BS: Yeah, I wouldn’t say it’s a test. It’s more of a pilot because it’s been fully installed. I don’t know if that’s a distinction without a difference, but for a test you just do it one time and for a pilot you fully install it at a single facility and use it as a case study.
SH: So my last question is, given this is an article for Prison Legal News and many of our subscribers reside – some of them are in South Carolina Department of Corrections facilities or definitely elsewhere across the country – from your perspective as the director of the South Carolina Department of Corrections, do you have any big takeaways in terms of what you’re doing as a director or what the department is doing to ensure that people within the Department of Corrections who are incarcerated will be safe in the future? And how are you going about ensuring incidents like this don’t happen again?
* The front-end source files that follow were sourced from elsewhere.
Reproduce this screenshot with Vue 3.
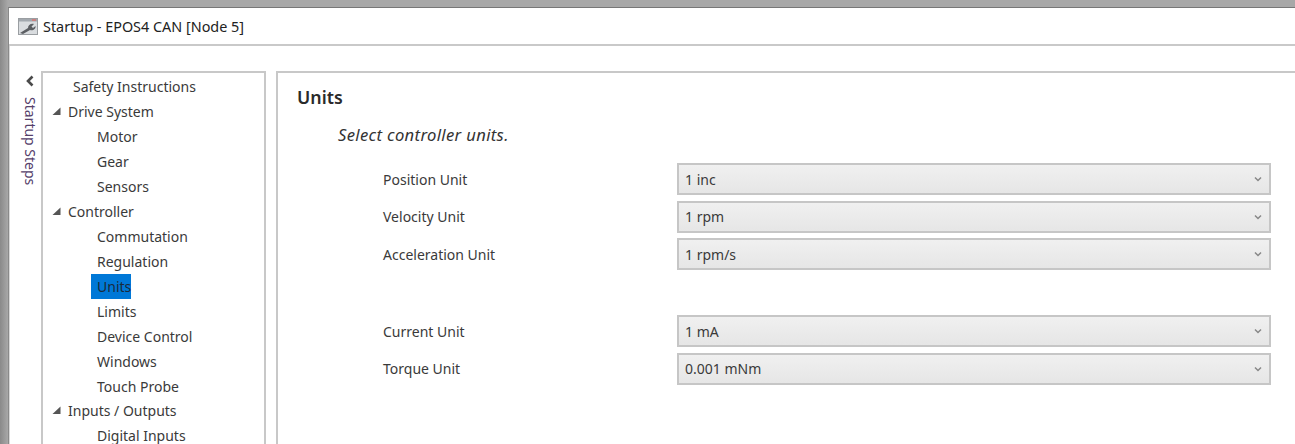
<script setup>
const tree = [
  { label: 'Safety Instructions', level: 0 },
  { label: 'Drive System', level: 1, open: true },
  { label: 'Motor', level: 2 },
  { label: 'Gear', level: 2 },
  { label: 'Sensors', level: 2 },
  { label: 'Controller', level: 1, open: true },
  { label: 'Commutation', level: 2 },
  { label: 'Regulation', level: 2 },
  { label: 'Units', level: 2, selected: true },
  { label: 'Limits', level: 2 },
  { label: 'Device Control', level: 2 },
  { label: 'Windows', level: 2 },
  { label: 'Touch Probe', level: 2 },
  { label: 'Inputs / Outputs', level: 1, open: true },
  { label: 'Digital Inputs', level: 2 },
]
const groupA = [
  { label: 'Position Unit', value: '1 inc' },
  { label: 'Velocity Unit', value: '1 rpm' },
  { label: 'Acceleration Unit', value: '1 rpm/s' },
]
const groupB = [
  { label: 'Current Unit', value: '1 mA' },
  { label: 'Torque Unit', value: '0.001 mNm' },
]
</script>

<template>
  <div class="screen">
    <div class="window">
      <header class="titlebar">
        <svg class="appicon" width="20" height="17" viewBox="0 0 20 17">
          <rect x="0.5" y="0.5" width="19" height="16" fill="#d9dcdf" stroke="#9a9ea2" />
          <rect x="1" y="1" width="18" height="2.5" fill="#a2a8ae" />
          <rect x="14" y="1" width="4" height="2" fill="#c98080" />
          <path d="M2 15 L10 10 C10 7 13 5 16 6 L13.5 8.5 L15 10 L17.5 8 C18 11 15 13 12 12 L5 16 Z" fill="#5b5e62" />
        </svg>
        <span class="title">Startup - EPOS4 CAN [Node 5]</span>
      </header>
      <div class="body">
        <aside class="rail">
          <svg class="chev" width="10" height="12" viewBox="0 0 10 12">
            <path d="M7.5 1.5 L3 6 L7.5 10.5" fill="none" stroke="#4a4a4a" stroke-width="2.6" />
          </svg>
          <div class="railtext">Startup Steps</div>
        </aside>
        <nav class="tree">
          <div v-for="n in tree" :key="n.label" class="node" :class="'lvl' + n.level">
            <svg v-if="n.open" class="arrow" width="9" height="9" viewBox="0 0 9 9">
              <path d="M8.5 0.5 V8 H0.5 Z" fill="#555" />
            </svg>
            <span class="nodetext" :class="{ selected: n.selected }">{{ n.label }}</span>
          </div>
        </nav>
        <main class="pane">
          <h1 class="heading">Units</h1>
          <p class="hint">Select controller units.</p>
          <div class="group">
            <div v-for="r in groupA" :key="r.label" class="row">
              <span class="rowlabel">{{ r.label }}</span>
              <div class="select">
                <span>{{ r.value }}</span>
                <svg width="8" height="6" viewBox="0 0 8 6"><path d="M1 1.5 L4 4.5 L7 1.5" fill="none" stroke="#888" stroke-width="1.5" /></svg>
              </div>
            </div>
          </div>
          <div class="group second">
            <div v-for="r in groupB" :key="r.label" class="row">
              <span class="rowlabel">{{ r.label }}</span>
              <div class="select">
                <span>{{ r.value }}</span>
                <svg width="8" height="6" viewBox="0 0 8 6"><path d="M1 1.5 L4 4.5 L7 1.5" fill="none" stroke="#888" stroke-width="1.5" /></svg>
              </div>
            </div>
          </div>
        </main>
      </div>
    </div>
  </div>
</template>

<style>
html, body { margin: 0; overflow: hidden; }
</style>

<style scoped>
.screen {
  width: 1295px;
  height: 444px;
  overflow: hidden;
  background: linear-gradient(90deg, #8a8a8a 0, #a8a8a8 8px);
  padding: 7px 0 0 8px;
  box-sizing: border-box;
  font-family: "Noto Sans", "Open Sans", sans-serif;
  font-size: 14px;
  color: #3a3a3a;
}
.window {
  height: 437px;
  background: #fff;
  border-top: 1px solid #777;
  border-left: 1px solid #8a8a8a;
  box-sizing: border-box;
  display: flex;
  flex-direction: column;
}
.titlebar {
  height: 36px;
  flex: none;
  display: flex;
  align-items: center;
  padding-left: 9px;
  gap: 5px;
  border-bottom: 2px solid #c9c9c9;
}
.title { color: #222; font-size: 14.4px; }
.appicon { flex: none; }
.body {
  flex: 1;
  min-height: 0;
  display: flex;
  padding: 25px 0 0 0;
  border-left: 1px solid #d8d8d8;
}
.rail {
  width: 31px;
  flex: none;
  display: flex;
  flex-direction: column;
  align-items: center;
  padding-top: 4px;
  box-sizing: border-box;
}
.chev { flex: none; margin-left: 9px; }
.railtext {
  writing-mode: vertical-rl;
  margin-top: 10px;
  margin-left: 10px;
  color: #55406a;
  font-size: 14px;
}
.tree {
  width: 225px;
  flex: none;
  box-sizing: border-box;
  border: 2px solid #c8c8c8;
  border-bottom: 0;
  padding-top: 2px;
}
.node {
  height: 24.93px;
  display: flex;
  align-items: center;
  position: relative;
}
.lvl0 { padding-left: 30px; }
.lvl1 { padding-left: 25px; }
.lvl2 { padding-left: 54px; }
.arrow { position: absolute; left: 9px; top: 7px; }
.nodetext { padding: 0 1px; line-height: 20px; margin-left: -1px; }
.nodetext.selected {
  background: #0078d7;
  padding: 2px 2px 0 6px;
  margin-left: -6px;
  height: 25px;
  line-height: 21px;
  box-sizing: border-box;
  width: 40px;
  color: #1a2a3a;
}
.pane {
  flex: 1;
  margin-left: 10px;
  border: 2px solid #c8c8c8;
  border-right: 0;
  border-bottom: 0;
  padding-left: 19px;
  min-width: 0;
}
.heading {
  margin: 12px 0 0;
  font-size: 17.8px;
  line-height: 24px;
  font-weight: 600;
  color: #2a2a2a;
}
.hint {
  margin: 14px 0 0 41px;
  font-style: italic;
  font-size: 16.6px;
  line-height: 24px;
  letter-spacing: 0.35px;
  color: #333;
}
.group {
  margin: 16px 0 0 86px;
  display: flex;
  flex-direction: column;
  gap: 5.5px;
}
.group.second { margin-top: 45px; }
.row {
  display: flex;
  align-items: center;
  height: 32px;
}
.rowlabel { width: 294px; flex: none; }
.select {
  width: 594px;
  height: 32px;
  box-sizing: border-box;
  border: 2px solid #c6c6c6;
  background: linear-gradient(#f0f0f0, #e6e6e6);
  display: flex;
  align-items: center;
  justify-content: space-between;
  padding: 0 7px 0 6px;
  flex: none;
}
</style>
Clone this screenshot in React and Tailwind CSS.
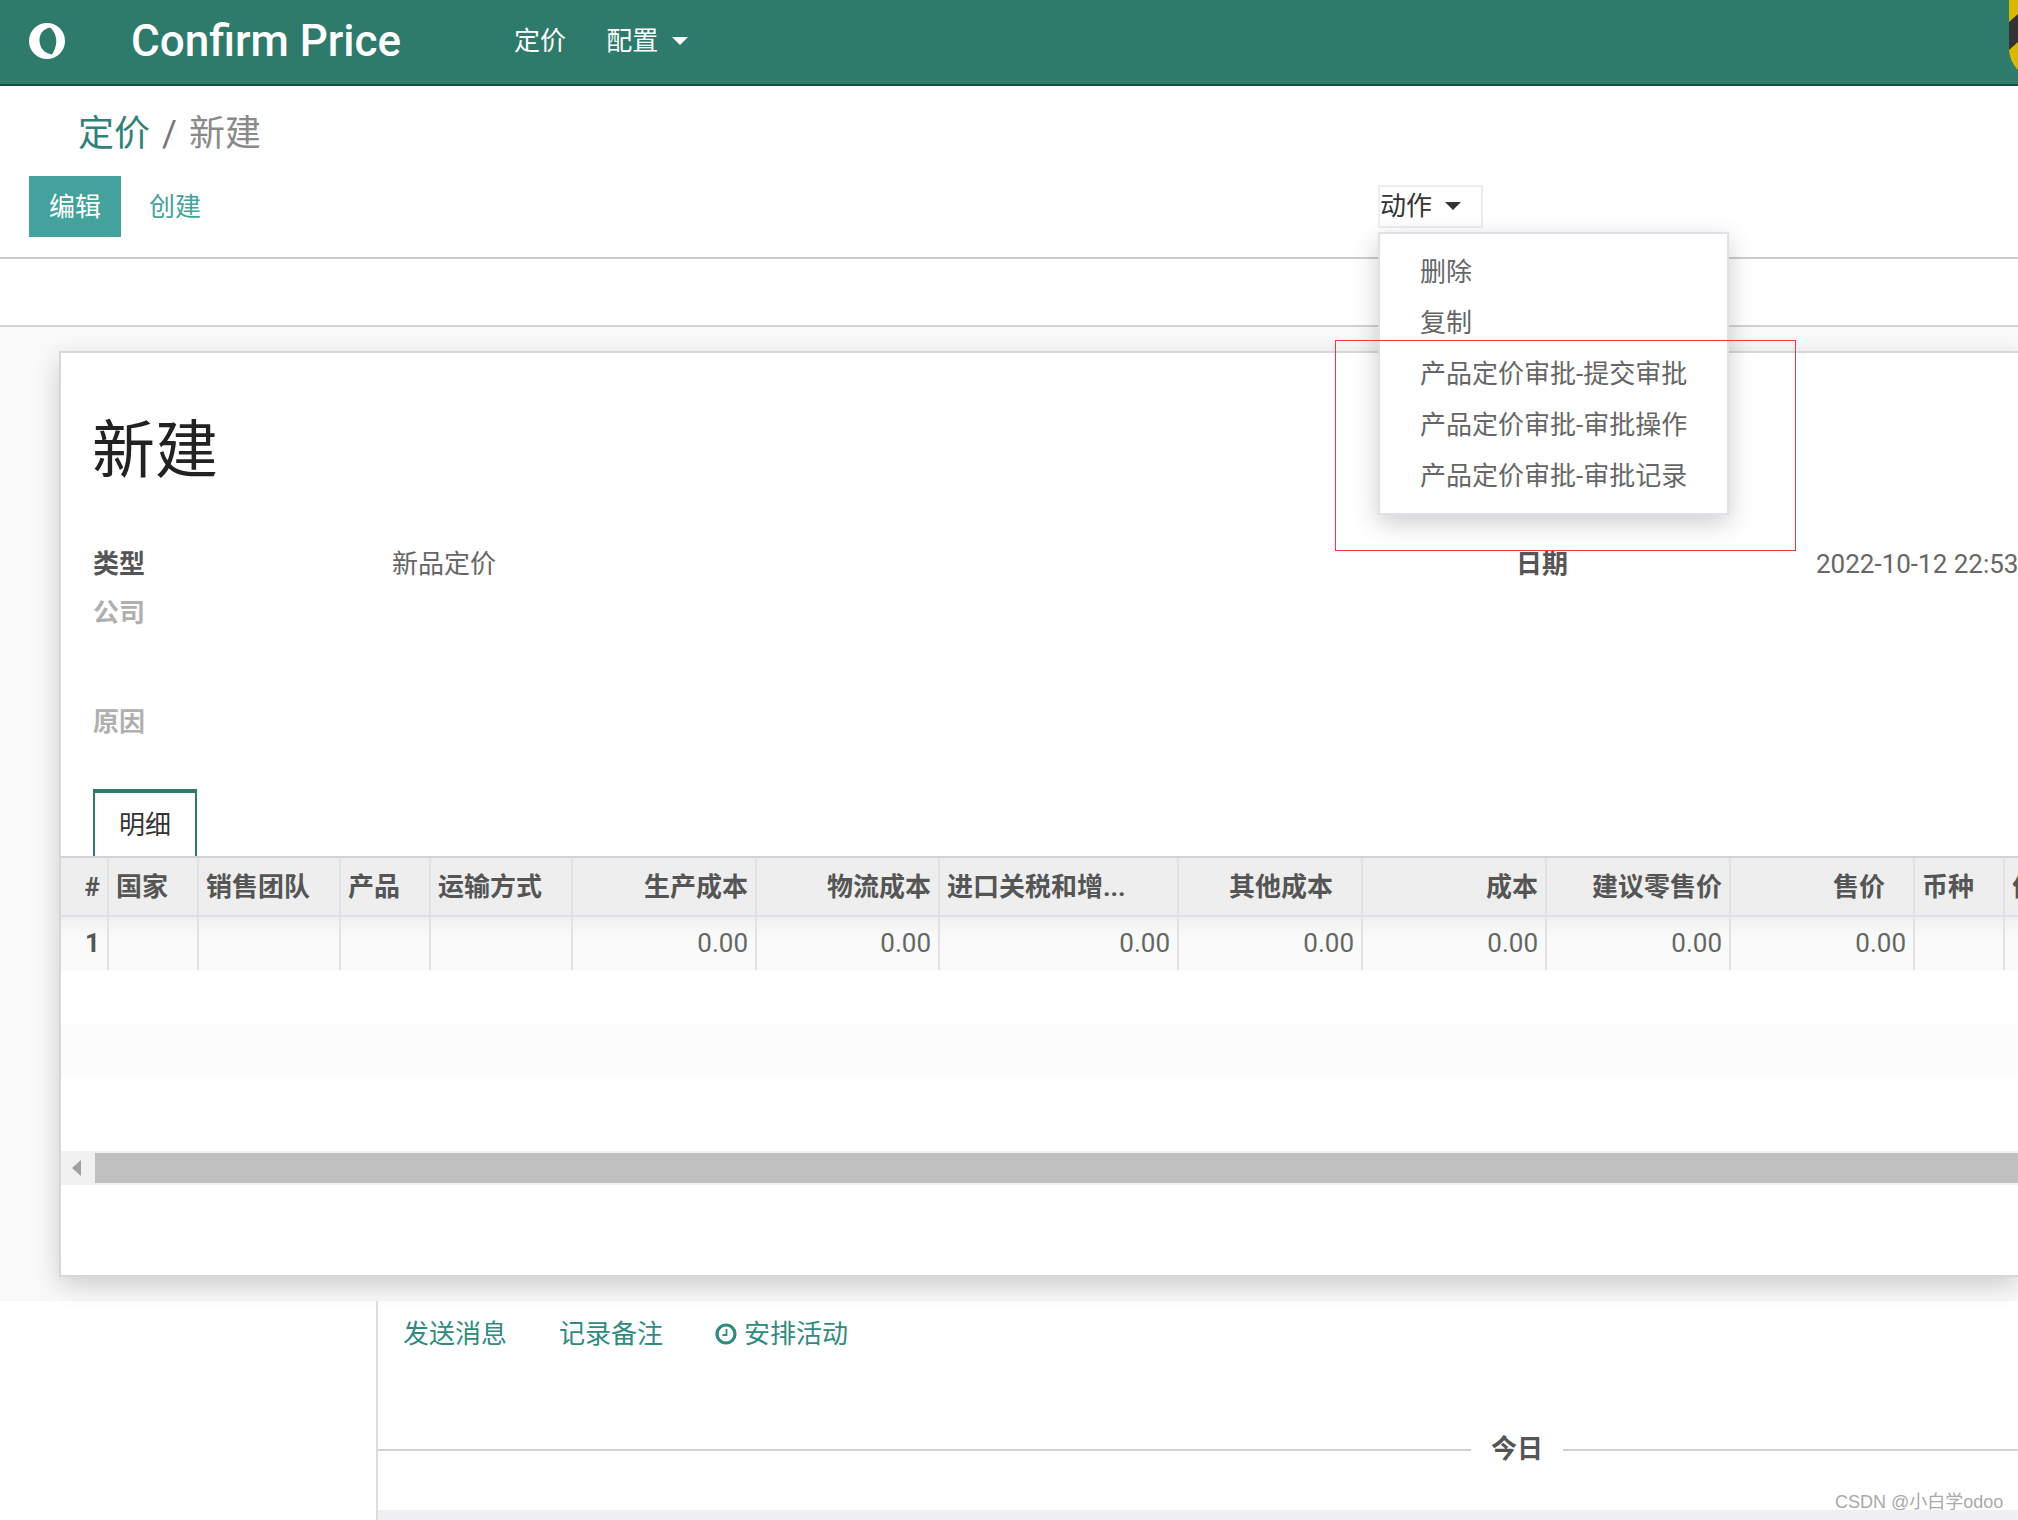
import React from "react";

const cols = [
  ["#", "r"], ["国家", "l"], ["销售团队", "l"], ["产品", "l"], ["运输方式", "l"],
  ["生产成本", "r"], ["物流成本", "r"], ["进口关税和增...", "l"], ["其他成本", "s"],
  ["成本", "r"], ["建议零售价", "r"], ["售价", "s"], ["币种", "l"], ["价格", "l"],
];
const row = ["1", "", "", "", "", "0.00", "0.00", "0.00", "0.00", "0.00", "0.00", "0.00", "", ""];
const gridCls = "grid grid-cols-[48px_90px_142px_90px_142px_184px_183px_239px_184px_184px_184px_184px_90px_80px]";
const menu = ["删除", "复制", "产品定价审批-提交审批", "产品定价审批-审批操作", "产品定价审批-审批记录"];

function Logo() {
  return (
    <svg viewBox="0 0 36 36" className="w-[36px] h-[36px] shrink-0 -mt-[3px]">
      <ellipse cx="18" cy="18" rx="18" ry="18" fill="#fff" />
      <path d="M21 4.5C13.5 6 10 12 10.5 18 11 25 15 30 23 31.5 26.5 26 28 20 27 15 26 10 24 7 21 4.5Z" fill="#2e7a6b" />
    </svg>
  );
}

function Avatar() {
  return (
    <svg viewBox="0 0 9 70" className="w-[9px] h-[70px] shrink-0 self-start ml-auto">
      <path d="M0 0H9V70C5 66 1 60 0 50Z" fill="#d9b800" />
      <path d="M0 22L9 14V42L0 50Z" fill="#333333" />
    </svg>
  );
}

function Clock() {
  return (
    <svg viewBox="0 0 22 22" className="w-[22px] h-[24px] shrink-0" fill="none" stroke="currentColor">
      <circle cx="11" cy="11" r="9" strokeWidth="3.2" />
      <path d="M11.5 6V12H7.5" strokeWidth="1.8" />
    </svg>
  );
}

function Caret({ cls }) {
  return <span className={"inline-block w-0 h-0 border-l-[8px] border-r-[8px] border-t-[8px] border-l-transparent border-r-transparent " + cls} />;
}

function Field({ label, value, muted, extra }) {
  return (
    <div className="grid grid-cols-[299px_1125px_299px_auto] h-[49px] items-center whitespace-nowrap text-[26px]">
      <span className={"font-bold " + (muted ? "text-[#b0b0b0]" : "text-[#555555]")}>{label}</span>
      <span className="text-[#666666]">{value}</span>
      {extra ? <span className="font-bold text-[#555555] -ml-px">{extra[0]}</span> : null}
      {extra ? <span className="text-[#666666]">{extra[1]}</span> : null}
    </div>
  );
}

export default function App() {
  return (
    <div className="relative w-[2018px] h-[1520px] overflow-hidden flex flex-col bg-white font-['Roboto','Noto_Sans_CJK_SC',sans-serif]">
      {/* top bar */}
      <header className="h-[86px] shrink-0 flex items-center bg-[#2e7a6b] border-b-2 border-[#1b4a41] pl-[29px] text-white">
        <Logo />
        <span className="ml-[66px] -mt-[2px] text-[44px] font-medium leading-none">Confirm Price</span>
        <span className="ml-[113px] -mt-[2px] text-[26px]">定价</span>
        <span className="ml-[40px] -mt-[2px] text-[26px]">配置</span>
        <Caret cls="ml-[14px] -mt-[2px] border-t-white" />
        <Avatar />
      </header>

      {/* control panel */}
      <section className="h-[173px] shrink-0 border-b-2 border-[#cccccc] pl-[29px]">
        <div className="pt-[25px] pl-[49px] h-[90px] text-[36px] leading-[46px] whitespace-nowrap">
          <span className="text-[#2f8277]">定价</span>
          <span className="text-[#777777] mx-[12px]">/</span>
          <span className="text-[#8a8a8a]">新建</span>
        </div>
        <div className="flex items-center text-[26px]">
          <span className="w-[92px] h-[61px] flex items-center justify-center bg-[#43a39c] text-white pt-[1px]">编辑</span>
          <span className="ml-[28px] pt-[1px] text-[#43a39c]">创建</span>
        </div>
      </section>

      {/* status bar */}
      <div className="h-[68px] shrink-0 border-b-2 border-[#d0d2d6]" />

      {/* sheet */}
      <main className="h-[974px] shrink-0 bg-[#f9f9f9] pl-[60px] pt-[24px]">
        <div className="h-[926px] -ml-px border-2 border-r-0 border-[#d5d7da] bg-white shadow-[0_8px_24px_rgba(0,0,0,0.18)]">
          <div className="pl-[31px] pt-[67px] text-[63px] leading-[62px] text-[#222222]">新建</div>
          <div className="pl-[32px] mt-[58px]">
            <Field label="类型" value="新品定价" extra={["日期", "2022-10-12 22:53"]} />
            <Field label="公司" value="" muted />
            <div className="mt-[60px]">
              <Field label="原因" value="" muted />
            </div>
          </div>
          <div className="pl-[32px] mt-[42px]">
            <div className="w-[104px] h-[68px] border-x-2 border-t-4 border-[#2e7a6b] flex items-center justify-center text-[26px] text-[#333333] bg-white">
              明细
            </div>
          </div>
          <div className="border-t-2 border-[#d0d4d8] -mt-px">
            <div className={gridCls + " h-[59px] bg-[#eeeeee] border-b-2 border-[#dee2e6] text-[26px] font-bold text-[#555555]"}>
              {cols.map(([t, a], i) => (
                <div
                  key={i}
                  className={
                    "flex items-center pl-[7px] pt-[2px] whitespace-nowrap overflow-hidden border-r-2 border-[#e0e2e5] " +
                    (a === "l" ? "justify-start pr-[7px]" : a === "s" ? "justify-end pr-[28px]" : "justify-end pr-[7px]")
                  }
                >
                  {t}
                </div>
              ))}
            </div>
            <div className={gridCls + " h-[53px] bg-gradient-to-b from-[#f0f0f0] to-[#fafafa] to-40% text-[26px] text-[#666666]"}>
              {row.map((t, i) => (
                <div key={i} className={"flex items-center justify-end px-[7px] border-r-2 border-[#e0e2e5] " + (i === 0 ? "font-bold text-[#555555]" : "")}>
                  {t}
                </div>
              ))}
            </div>
            <div className="h-[54px]" />
            <div className="h-[53px] bg-[#fcfcfc]" />
            <div className="h-[74px]" />
            <div className="h-[34px] bg-[#f1f1f1] flex items-center">
              <div className="w-[34px] pr-[3px] flex justify-center">
                <span className="w-0 h-0 border-y-[8px] border-r-[9px] border-y-transparent border-r-[#a0a0a0]" />
              </div>
              <div className="flex-1 h-[30px] bg-[#c0c0c0]" />
            </div>
          </div>
        </div>
      </main>

      {/* chatter */}
      <section className="flex-1 flex">
        <div className="w-[376px] shrink-0" />
        <div className="flex-1 flex flex-col border-l-2 border-[#dddddd]">
          <div className="h-[148px] pt-[15px] pl-[25px] flex items-start gap-[52px] text-[26px] leading-[36px] text-[#2f8a80]">
            <span>发送消息</span>
            <span>记录备注</span>
            <span className="flex items-center gap-[7px]">
              <Clock />
              安排活动
            </span>
          </div>
          <div className="h-[61px] flex items-start">
            <div className="w-[1093px] h-[2px] bg-[#d0d2d6]" />
            <div className="w-[92px] flex justify-center -mt-[18px] text-[26px] leading-[36px] font-bold text-[#555555]">今日</div>
            <div className="flex-1 h-[2px] bg-[#d0d2d6]" />
          </div>
          <div className="flex-1 bg-[#eef0f2]" />
        </div>
      </section>

      {/* action dropdown */}
      <div className="absolute left-[1378px] top-[185px] w-[105px] h-[43px] border-2 border-[#eeeeee] flex items-center text-[26px] text-[#333333]">
        动作
        <Caret cls="ml-[13px] -mt-[2px] border-t-[#333333]" />
      </div>
      <div className="absolute left-[1378px] top-[232px] w-[351px] h-[283px] border-2 border-[#dee2e6] bg-white pt-[13px] pl-[40px] shadow-[0_8px_24px_rgba(0,0,0,0.2)] text-[26px] text-[#666666]">
        {menu.map((m) => (
          <div key={m} className="h-[51px] flex items-center whitespace-nowrap">{m}</div>
        ))}
      </div>

      {/* annotation */}
      <div className="absolute left-[1335px] top-[340px] w-[461px] h-[211px] border border-[#ee3b3b]" />

      {/* watermark */}
      <span className="absolute left-[1835px] top-[1490px] text-[18px] leading-[24px] text-[#aaaaaa] whitespace-nowrap font-['Liberation_Sans','Noto_Sans_CJK_SC',sans-serif]">CSDN @小白学odoo</span>
    </div>
  );
}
BS: Sure. So, we’re putting up netting around our facilities at 50-feet in the air to halt throw-overs and we’ve got that in place at two prisons right now, so that’s 30 feet above our fence. We’re unveiling our drone program and our surveillance monitoring station, the latter of which will be monitored 24/7 by staff at a location in Colombia, South Carolina. But the biggest thing is, I want people to take advantage of our programs and things of that nature. I understand with staff levels, sometimes programs – we’re trying to do everything we can to hire more staff and get more programs. I believe, as I said, 85 percent of these folks are getting out within five years and want to take advantage of these programs, so that when they leave they won’t come back. We have the fourth-lowest recidivism rate in the country and I think that’s what we’ve been focusing on, which is the programming.
SH: All right. I appreciate your time and help on this. Thanks for talking to us at Prison Legal News.
BS: Thanks. I appreciate it. Have a good weekend.